As first minister, Yousaf staked out an extreme anti-Israel position. In a Jan. 5 press release, he urged the United Kingdom to pressure Israel to bring about a ceasefire in Gaza, despite Israel’s repeated warnings that a ceasefire would enable Hamas to stay in power.
“The time has come for the U.K. Government to speak out forcefully and make it clear that Israeli action has gone way beyond a legitimate response to the appalling Hamas attack of 7 October,” Yousaf said in the statement.
He called on the British government to make it clear to Prime Minister Benjamin Netanyahu, other Israeli ministers and IDF commanders that they would “be held accountable” if they continue their “indiscriminate killing.”
In November 2023, Yousaf drew criticism for supporting anti-Israel marches on Armistice Day. The idea of violating the solemnity of the day, which marks the end of World War I, drew criticism from some quarters.
Also, despite his claims of “campaigning my whole life” against terrorism, as a young Scottish parliamentary assistant, Yousaf arranged a high-level meeting in 2008 with Hamas leader Mohammad Sawalha.
However, Yousaf redirected the money to UNRWA before revelations emerged that employees of the U.N. relief agency had taken part in the Hamas massacre of Oct. 7. In January, UNRWA fired 12 of its workers after reviewing information supplied by Israel.

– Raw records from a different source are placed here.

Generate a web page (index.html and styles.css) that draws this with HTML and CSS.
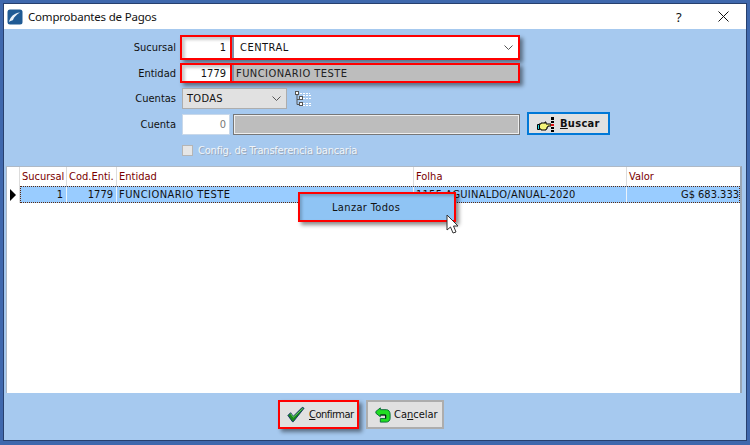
FILE: index.html
```html
<!DOCTYPE html>
<html lang="es">
<head>
<meta charset="utf-8">
<title>Comprobantes de Pagos</title>
<link rel="stylesheet" href="styles.css">
</head>
<body>
<div class="window">
  <header class="titlebar">
    <svg class="app-icon" width="16" height="16" viewBox="0 0 16 16"><rect x="0.5" y="0.5" width="15" height="15" rx="2.5" fill="#1f5a94"/><path d="M2 13C3 8 7 4 13 3.5C9.500 5.500 7 8 6 11C5 11.500 3.500 12 2 13Z" fill="#e8f0f8"/></svg>
    <span class="title">Comprobantes de Pagos</span>
    <span class="help">?</span>
    <svg class="close" width="11" height="11" viewBox="0 0 11 11"><path d="M0.500 0.500L10.500 10.500M10.500 0.500L0.500 10.500" stroke="#111" stroke-width="1" fill="none"/></svg>
  </header>
  <main class="content">
    <section class="form">
      <div class="row row-first">
        <label class="lbl">Sucursal</label>
        <div class="marked">
          <div class="input num">1</div>
          <div class="input wide spaced">CENTRAL<svg class="chev" width="9" height="5" viewBox="0 0 9 5"><path d="M0.500 0.500L4.500 4.500L8.500 0.500" stroke="#555" fill="none"/></svg></div>
        </div>
      </div>
      <div class="row row-second">
        <label class="lbl">Entidad</label>
        <div class="marked">
          <div class="input num">1779</div>
          <div class="input wide ro">FUNCIONARIO TESTE</div>
        </div>
      </div>
      <div class="row row-third">
        <label class="lbl">Cuentas</label>
        <div class="combo">TODAS<svg class="chev" width="9" height="5" viewBox="0 0 9 5"><path d="M0.500 0.500L4.500 4.500L8.500 0.500" stroke="#555" fill="none"/></svg></div>
        <svg class="tree" width="16" height="16" viewBox="0 0 16 16"><g fill="none" stroke="#555"><rect x="0.500" y="0.500" width="3" height="3" fill="#fff"/><path d="M2 4V13.500H4M2 8.500H4"/><rect x="4.500" y="5.500" width="3" height="3" fill="#fff"/><rect x="4.500" y="11.500" width="3" height="3" fill="#fff"/></g><path d="M5 2.500H15M8 4.500H16M8 7.500H16M8 12.500H16M8 14.500H16" stroke="#fff" stroke-dasharray="2 1"/></svg>
      </div>
      <div class="row row-fourth">
        <label class="lbl">Cuenta</label>
        <div class="input num num-off">0</div>
        <div class="input ro-plain"></div>
        <button class="buscar" type="button">
          <svg class="hand" width="22" height="20" viewBox="0 0 22 20"><path d="M3 10H5V9H9V8H10V10H15V12H12V13H11V15H10V16H5V15H3Z" fill="#f4f47a" stroke="#000"/><path d="M1.500 10.500H3.500V15.500H1.500Z" fill="#19d8e0" stroke="#000"/><rect x="15" y="3" width="3" height="3" fill="#000"/><rect x="15" y="7" width="3" height="2" fill="#000"/><rect x="15" y="10" width="3" height="2" fill="#e01010"/><rect x="15" y="13" width="3" height="2" fill="#000"/><rect x="15" y="16" width="3" height="2" fill="#000"/></svg>
          <span><u>B</u>uscar</span>
        </button>
      </div>
      <div class="row row-check">
        <span class="check"></span>
        <span class="check-lbl">Config. de Transferencia bancaria</span>
      </div>
    </section>
    <section class="grid">
      <div class="grid-head">
        <div class="ind"></div>
        <div class="c c1">Sucursal</div>
        <div class="c c2">Cod.Enti.</div>
        <div class="c c3">Entidad</div>
        <div class="c c4">Folha</div>
        <div class="c c5">Valor</div>
      </div>
      <div class="grid-row">
        <div class="ind"><span class="arrow"></span></div>
        <div class="cells">
          <div class="d c1 r">1</div>
          <div class="d c2 r">1779</div>
          <div class="d c3">FUNCIONARIO TESTE</div>
          <div class="d c4">1155 AGUINALDO/ANUAL-2020</div>
          <div class="d c5 r">G$ 683.333</div>
        </div>
      </div>
    </section>
    <footer class="actions">
      <button class="act act-ok" type="button">
        <svg width="18" height="17" viewBox="0 0 20 18"><path d="M1 10L4 7L7 11L17 1L19 2L7 17H6Z" fill="#1a8a1a" stroke="#0a2a6a" stroke-width="1"/><path d="M4 8L7 12L18 2" fill="none" stroke="#6fd06f"/></svg>
        <span class="tight"><u>C</u>onfirmar</span>
      </button>
      <button class="act act-cancel" type="button">
        <svg width="16" height="16" viewBox="0 0 18 18"><path d="M1 5L6 1V3H13C15 3 17 5 17 8V13C17 15 15 17 13 17H6V13H12V9H6V11L1 7Z" fill="#22dd22" stroke="#063" stroke-width="1"/><path d="M6 9H12V13" fill="none" stroke="#000"/></svg>
        <span>Ca<u>n</u>celar</span>
      </button>
    </footer>
    <div class="menu">Lanzar Todos</div>
    <svg class="cursor" width="14" height="21" viewBox="0 0 14 21"><path d="M1 1V16L4.500 13L7 19L10 18L7.500 12H12Z" fill="#fff" stroke="#333" stroke-width="1"/></svg>
  </main>
</div>
</body>
</html>
```
FILE: styles.css
```css
* { box-sizing: border-box; }
html, body { margin: 0; padding: 0; width: 750px; height: 445px; overflow: hidden; }
body { background: #3f68ad; font-family: "DejaVu Sans", "Liberation Sans", sans-serif; font-stretch: condensed; font-size: 11px; color: #111; }
.window { width: 750px; height: 445px; padding: 3px 3px 4px 3px; display: flex; flex-direction: column; }
.titlebar { height: 26px; flex: none; background: #fff; border: 1px solid #27406e; border-bottom: 0; display: flex; align-items: center; padding-left: 3px; }
.app-icon { flex: none; }
.title { margin-left: 5px; font-family: "Noto Sans", sans-serif; font-stretch: normal; font-size: 11.5px; letter-spacing: -0.2px; color: #111; }
.help { margin-left: auto; font-family: "Noto Sans", sans-serif; font-stretch: normal; font-size: 13px; width: 12px; }
.close { margin: 0 17px 0 30px; }
.content { position: relative; flex: 1; background: #a6c9ef; border: 1px solid #27406e; border-top: 0; display: flex; flex-direction: column; }
.form { height: 137px; flex: none; padding-top: 6px; }
.row { display: flex; align-items: center; }
.row-first { height: 25px; }
.row-second { height: 20px; margin-top: 3px; }
.row-third { height: 21px; margin-top: 5px; }
.row-fourth { height: 21px; margin-top: 5px; }
.row-check { margin-top: 10px; height: 11px; padding-left: 178px; }
.lbl { width: 172px; text-align: right; flex: none; }
.marked { display: flex; align-self: stretch; margin-left: 4px; width: 340px; border: 2px solid #f00; box-shadow: 3px 3px 4px rgba(0,0,0,.45); }
.input { background: #fff; flex: none; display: flex; align-items: center; }
.num { width: 48px; justify-content: flex-end; padding-right: 3px; height: 21px; }
.marked .num { height: auto; width: 50px; padding-right: 4px; border-right: 2px solid #f00; box-shadow: inset 3px 3px 3px rgba(0,0,0,.2); }
.wide { width: 286px; padding-left: 6px; padding-right: 5px; justify-content: space-between; border-left: 2px solid #7f8fa8; }
.spaced { letter-spacing: 0.5px; }
.ro { background: #bdbdbd; color: #222; padding-left: 2px; letter-spacing: 0.45px; }
.row-fourth .num { margin-left: 6px; }
.num-off { color: #777; border: 1px solid #c8d8ea; }
.ro-plain { width: 287px; height: 21px; margin-left: 3px; background: #bdbdbd; border: 1px solid #777; box-shadow: inset 0 0 0 1px #eee; }
.combo { width: 105px; height: 21px; margin-left: 6px; background: #e1e1e1; border: 1px solid #adadad; display: flex; align-items: center; justify-content: space-between; padding: 0 5px 0 4px; letter-spacing: 0.3px; }
.tree { margin-left: 8px; }
.buscar { width: 83px; height: 23px; margin-left: 7px; align-self: flex-start; margin-top: -2px; background: #e1e1e1; border: 2px solid #0078d7; display: flex; align-items: center; justify-content: flex-start; gap: 2px; padding: 0 0 0 7px; font: inherit; font-weight: bold; letter-spacing: 0.3px; color: #111; }
.check { width: 11px; height: 11px; background: #e6e6e6; border: 1px solid #b5b5b5; flex: none; }
.check-lbl { margin-left: 5px; color: #f1f5fa; text-shadow: 1px 1px 0 #9aa8b8; letter-spacing: -0.2px; }
.grid { flex: 1; margin: 0 4px 0 2px; background: #fff; border: 1px solid #aeb9c6; border-right: 2px solid #9aa6b4; border-bottom: 0; }
.grid-head { display: flex; height: 19px; align-items: stretch; }
.c { color: #7a0000; border-right: 1px solid #dcdcdc; padding: 3px 0 0 2px; white-space: nowrap; overflow: hidden; }
.ind { width: 13px; flex: none; display: flex; align-items: center; justify-content: center; border-right: 1px solid #dcdcdc; }
.c1 { width: 47px; }
.c2 { width: 50px; }
.c3 { width: 297px; }
.c4 { width: 213px; }
.c5 { width: 113px; border-right: 0; }
.grid-row { display: flex; height: 17px; }
.arrow { width: 0; height: 0; border-left: 6px solid #000; border-top: 6px solid transparent; border-bottom: 6px solid transparent; }
.cells { display: flex; border: 1px dotted #5a2a10; background: #99ccff; height: 17px; width: 720px; }
.d { height: 15px; line-height: 16px; padding: 0 2px; border-right: 1px solid #eaf2fa; white-space: nowrap; overflow: hidden; flex: none; }
.d.c1 { width: 46px; }
.d.c3 { letter-spacing: 0.45px; }
.d.c4 { letter-spacing: 0.25px; }
.d.c5 { width: 112px; border-right: 0; padding-right: 0; }
.r { text-align: right; padding-right: 3px; }
.actions { height: 47px; flex: none; display: flex; align-items: flex-start; gap: 7px; padding: 7px 0 0 274px; }
.act { height: 29px; background: #e1e1e1; border: 2px solid #adadad; display: flex; align-items: center; justify-content: flex-start; gap: 4px; padding: 0 0 0 7px; font: inherit; color: #111; flex: none; }
.tight { letter-spacing: -0.5px; }
.act-ok { width: 81px; border-color: #f00; box-shadow: 3px 3px 4px rgba(0,0,0,.45); }
.act-cancel { width: 78px; gap: 3px; }
.menu { position: absolute; left: 294px; top: 163px; width: 158px; height: 30px; background: #8fc4f4; color: #111; border: 2px solid #f00; display: flex; align-items: center; padding-left: 32px; box-shadow: 3px 3px 4px rgba(0,0,0,.45), inset 2px 2px 3px rgba(0,0,0,.2); letter-spacing: 0.35px; }
.cursor { position: absolute; left: 442px; top: 185px; }
```
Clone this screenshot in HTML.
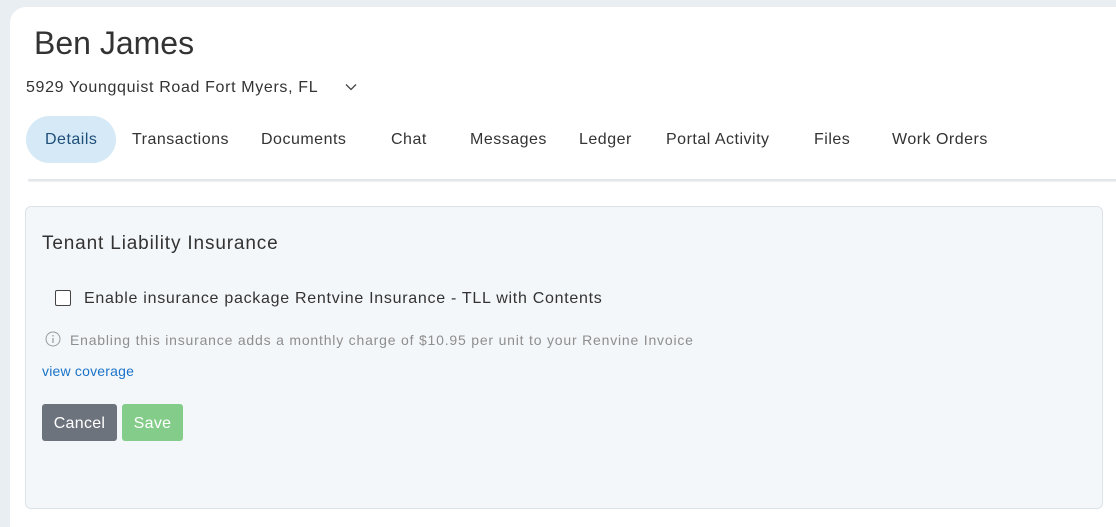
<!DOCTYPE html>
<html><head><style>
body{margin:0;width:1116px;height:515px;background:#e9eef2;font-family:"Liberation Sans",sans-serif;overflow:hidden;position:relative}
.card{position:absolute;left:10px;top:7px;width:1120px;height:520px;background:#fff;border-radius:16px 0 0 0}
.abs{position:absolute;white-space:nowrap}
h1{position:absolute;left:34px;top:25px;margin:0;font-weight:400;font-size:32px;color:#333}
.addr{left:26px;top:79px;font-size:16px;color:#333;letter-spacing:.65px}
.tab{top:131px;font-size:16px;color:#333;letter-spacing:.5px}
.pill{position:absolute;left:26px;top:116px;width:90px;height:47px;border-radius:24px;background:#d5e9f6}
.line{position:absolute;left:28px;top:179px;width:1100px;height:2px;background:#e3e7ea;border-radius:2px;box-shadow:0 1px 1px #eef1f3}
.panel{position:absolute;left:25px;top:206px;width:1076px;height:301px;background:#f4f7fa;border:1px solid #dde2e6;border-radius:6px}
.btn{position:absolute;top:404px;height:37px;border-radius:3px;color:#fff;font-size:16px;line-height:39px;text-align:center;letter-spacing:.3px}
</style></head><body>
<div class="card"></div>
<h1>Ben James</h1>
<div class="abs addr">5929 Youngquist Road Fort Myers, FL</div>
<svg class="abs" style="left:345px;top:83px" width="12" height="8" viewBox="0 0 12 8"><path d="M1 1.5 6 6.5 11 1.5" fill="none" stroke="#444" stroke-width="1.3"/></svg>
<div class="pill"></div>
<div class="abs tab" style="left:45px;color:#1f4e79">Details</div>
<div class="abs tab" style="left:132px">Transactions</div>
<div class="abs tab" style="left:261px">Documents</div>
<div class="abs tab" style="left:391px">Chat</div>
<div class="abs tab" style="left:470px">Messages</div>
<div class="abs tab" style="left:579px">Ledger</div>
<div class="abs tab" style="left:666px">Portal Activity</div>
<div class="abs tab" style="left:814px">Files</div>
<div class="abs tab" style="left:892px">Work Orders</div>
<div class="line"></div>
<div class="panel"></div>
<div class="abs" style="left:42px;top:233px;font-size:19px;color:#333;letter-spacing:.85px">Tenant Liability Insurance</div>
<div class="abs" style="left:55px;top:290px;width:14px;height:14px;border:1.5px solid #444;border-radius:2px;background:#fff"></div>
<div class="abs" style="left:84px;top:290px;font-size:16px;color:#333;letter-spacing:.72px">Enable insurance package Rentvine Insurance - TLL with Contents</div>
<svg class="abs" style="left:45px;top:331px" width="16" height="16" viewBox="0 0 16 16"><circle cx="8" cy="8" r="7" fill="none" stroke="#999" stroke-width="1"/><rect x="7.4" y="7" width="1.2" height="5" fill="#999"/><circle cx="8" cy="4.8" r=".8" fill="#999"/></svg>
<div class="abs" style="left:70px;top:332px;font-size:14px;color:#8e8e8e;letter-spacing:.8px">Enabling this insurance adds a monthly charge of $10.95 per unit to your Renvine Invoice</div>
<div class="abs" style="left:42px;top:363px;font-size:14px;color:#1a73c8;letter-spacing:.2px">view coverage</div>
<div class="btn" style="left:42px;width:75px;background:#6c737c">Cancel</div>
<div class="btn" style="left:122px;width:61px;background:#84cc8a">Save</div>
</body></html>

Further Israeli revelations showed the depth of UNRWA’s collusion with Hamas, including the discovery of a Hamas computer server farm underneath UNRWA headquarters in Gaza City and Hamas tunnels underneath UNRWA schools.
Israel’s Foreign Ministry has since revealed that the aid agency is currently employing hundreds of terrorists.
On July 10, Israel’s Foreign Ministry attached a list of names and ID numbers of 108 UNRWA terrorist-employees to a letter to UNRWA Commissioner-General Philippe Lazzarini.
The letter said it was a “small fraction” of a much larger list including hundreds of Hamas and Palestinian Islamic Jihad members also working for UNRWA. The wider list could not be released due to security considerations.
“Israel sees no role whatsoever for UNRWA in Gaza after this war ends,” Prime Minister’s Office spokesman David Mencer said on July 12.